Our findings are consistent with those of previous studies which show that insecurity is seen as more problematic by low income tenants for whom a landlord-instigated move or rent increase poses the greatest risk. For many higher income tenants it is of relatively little concern – either it is assumed that the landlord intends to retain the property for the foreseeable future, or there is a confidence that – thanks to material and social resources, finding an alternative tenancy would be unproblematic if required due to a ‘forced move’.

Policy-wise, our findings lend support to the familiar contention that expanded provision of (more) secure rental housing for low income groups would be highly desirable. This could include more government-funded ‘social housing’ and changes to regulation of the private rental sector to enable more secure tenancies over the longer term.

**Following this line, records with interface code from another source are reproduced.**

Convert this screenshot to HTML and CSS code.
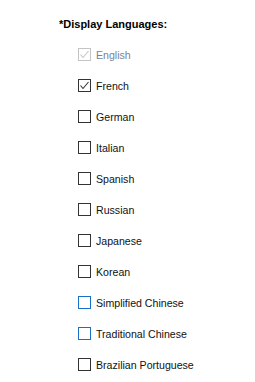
FILE: index.html
```html
<!DOCTYPE html>
<html lang="en">
<head>
    <meta charset="UTF-8">
    <title>Display Languages</title>
    <link rel="stylesheet" href="styles.css">
</head>
<body>
    <div class="field">
        <div class="field-label">*Display Languages:</div>
        <ul class="lang-list">
            <li class="lang disabled">
                <span class="box checked"><svg viewBox="0 0 11 11"><path d="M1.5 5.5 L4 8.5 L9.5 2"/></svg></span>
                <span class="name">English</span>
            </li>
            <li class="lang">
                <span class="box checked"><svg viewBox="0 0 11 11"><path d="M1.5 5.5 L4 8.5 L9.5 2"/></svg></span>
                <span class="name">French</span>
            </li>
            <li class="lang"><span class="box"></span><span class="name">German</span></li>
            <li class="lang"><span class="box"></span><span class="name">Italian</span></li>
            <li class="lang"><span class="box"></span><span class="name">Spanish</span></li>
            <li class="lang"><span class="box"></span><span class="name">Russian</span></li>
            <li class="lang"><span class="box"></span><span class="name">Japanese</span></li>
            <li class="lang"><span class="box"></span><span class="name">Korean</span></li>
            <li class="lang"><span class="box hover"></span><span class="name">Simplified Chinese</span></li>
            <li class="lang"><span class="box hover"></span><span class="name">Traditional Chinese</span></li>
            <li class="lang"><span class="box"></span><span class="name">Brazilian Portuguese</span></li>
        </ul>
    </div>
</body>
</html>
```

FILE: styles.css
```css
body {
    margin: 0;
    padding: 0;
    background-color: #ffffff;
    color: #111111;
    font-family: "Liberation Sans", Arial, sans-serif;
    font-size: 11px;
}
.field {
    padding: 18px 0 0 59px;
}
.field-label {
    font-weight: bold;
    font-size: 11px;
    line-height: 13px;
    color: #000;
}
.lang-list {
    list-style: none;
    margin: 0;
    padding: 17px 0 0 19px;
}
.lang {
    display: flex;
    align-items: center;
    height: 13px;
    margin-bottom: 18px;
}
.box {
    box-sizing: border-box;
    width: 13px;
    height: 13px;
    border: 1px solid #333333;
    background: #fff;
    display: flex;
    align-items: center;
    justify-content: center;
}
.box svg {
    width: 11px;
    height: 11px;
}
.box svg path {
    fill: none;
    stroke: #333;
    stroke-width: 1.1;
}
.box.hover {
    border-color: #1a6fc9;
}
.name {
    margin-left: 5px;
    font-size: 10.6px;
}
.lang.disabled .box {
    border-color: #c4c4c4;
}
.lang.disabled .box svg path {
    stroke: #c4c4c4;
}
.lang.disabled .name {
    color: #76829a;
}
```
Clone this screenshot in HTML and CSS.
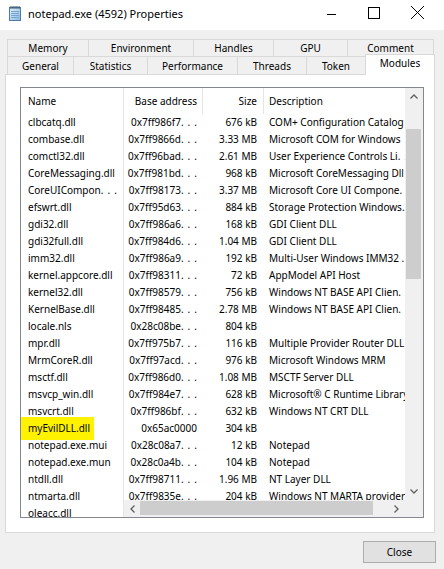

Another option is to restructure market rental provision through tax concessions and other measures favouring institutional investors rather than the small-scale amateur landlords who currently dominate provision in most high-income countries just as in Australia. A key argument for this strategy is the likelihood that insurance companies, pension funds and the like would preference long-term rental returns over short-term capital gains and would therefore prioritise long-term tenancies. Indeed, the British Property Federation which represents such interests in the UK has only recently issued a policy statement backing 3-year tenancies (binding on the landlord but not the tenant). In order to make resulting tenancies affordable to low income tenants, however, substantive government support would of course be necessary. A cash-backed recognition of this reality is something we would hope to be revealed in next month’s Federal budget. But we are not placing bets.

 

Reference:

Hal Pawson, Kath Hulse and Alan Morris; Interpreting the rise of long-term private renting in a liberal welfare regime context; Housing Studies; Online first publication

[i] ‘Rentvestor’ is a term coined by L J Hooker to apply to under 30s who rent their current housing whilst buying an investment property.